As for Obama, he said, “Many Americans have given up on this president, but they haven’t ever thought about giving up. Not on themselves, Not on each other. And not on America.”

Back in 1980, when Ronald Wilson Reagan accepted the Republican Party’s Nomination, he spoke the following words:

Nearly 150 years after Tom Paine wrote those words, an American president told the generation of the Great Depression that it had a “rendezvous with destiny.” I believe that this generation of Americans today has a rendezvous with destiny.

Tonight, let us dedicate ourselves to renewing the American compact. I ask you not simply to “Trust me,” but to trust your values–our values–and to hold me responsible for living up to them. I ask you to trust that American spirit which knows no ethnic, religious, social, political, regional, or economic boundaries; the spirit that burned with zeal in the hearts of millions of immigrants from every corner of the Earth who came here in search of freedom.

Some say that spirit no longer exists. But I have seen it — I have felt it — all across the land; in the big cities, the small towns and in rural America. The American spirit is still there, ready to blaze into life if you and I are willing to do what has to be done; the practical, down-to-earth things that will stimulate our economy, increase productivity and put America back to work. The time is now to resolve that the basis of a firm and principled foreign policy is one that takes the world as it is and seeks to change it by leadership and example; not by harangue, harassment or wishful thinking.

The time is now to say that while we shall seek new friendships and expand and improve others, we shall not do so by breaking our word or casting aside old friends and allies.

And, the time is now to redeem promises once made to the American people by another candidate, in another time and another place. He said, “For three long years I have been going up and down this country preaching that government–federal, state, and local–costs too much. I shall not stop that preaching. As an immediate program of action, we must abolish useless offices. We must eliminate unnecessary functions of government…we must consolidate subdivisions of government and, like the private citizen, give up luxuries which we can no longer afford.”

“I propose to you, my friends, and through you that government of all kinds, big and little be made solvent and that the example be set by the president of the United State and his Cabinet.”

So said Franklin Delano Roosevelt in his acceptance speech to the Democratic National Convention in July 1932.

The time is now, my fellow Americans, to recapture our destiny, to take it into our own hands. But, to do this will take many of us, working together. I ask you tonight to volunteer your help in this cause so we can carry our message throughout the land.

Yes, isn’t now the time that we, the people, carried out these unkempt promises? Let us pledge to each other and to all America on this July day 48 years later, we intend to do just that.

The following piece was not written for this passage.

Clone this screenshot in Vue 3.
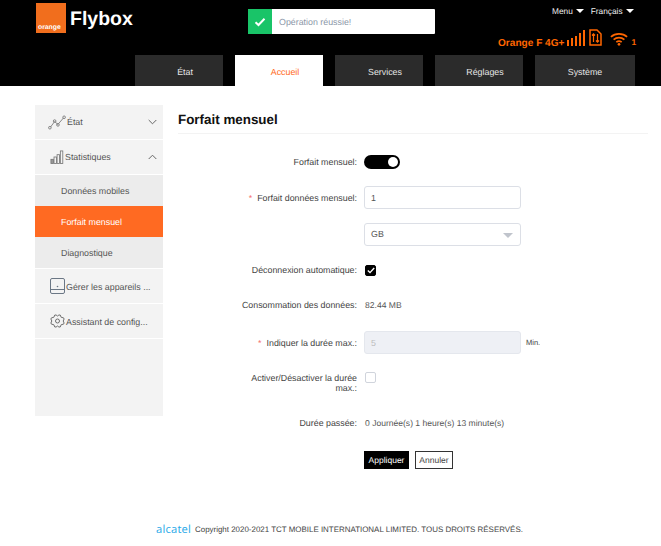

I have thought of something that is not part of my speech and I’m worried over whether I should do it.

Can we doubt that only a Divine Providence placed this land, this island of freedom, here as a refuge for all those people in the world who yearn to breathe freely: Jews and Christians enduring persecution behind the Iron Curtain, the boat people of Southeast Asia, of Cuba and Haiti, the victims of drought and famine in Africa, the freedom fighters of Afghanistan and our own countrymen held in savage captivity.

I’ll confess that I’ve been a little afraid to suggest what I’m going to suggest — I’m more afraid not to — that we begin our crusade joined together in a moment of silent prayer. God bless America.

Today…32 years later…I’m making the same suggestion. God bless America.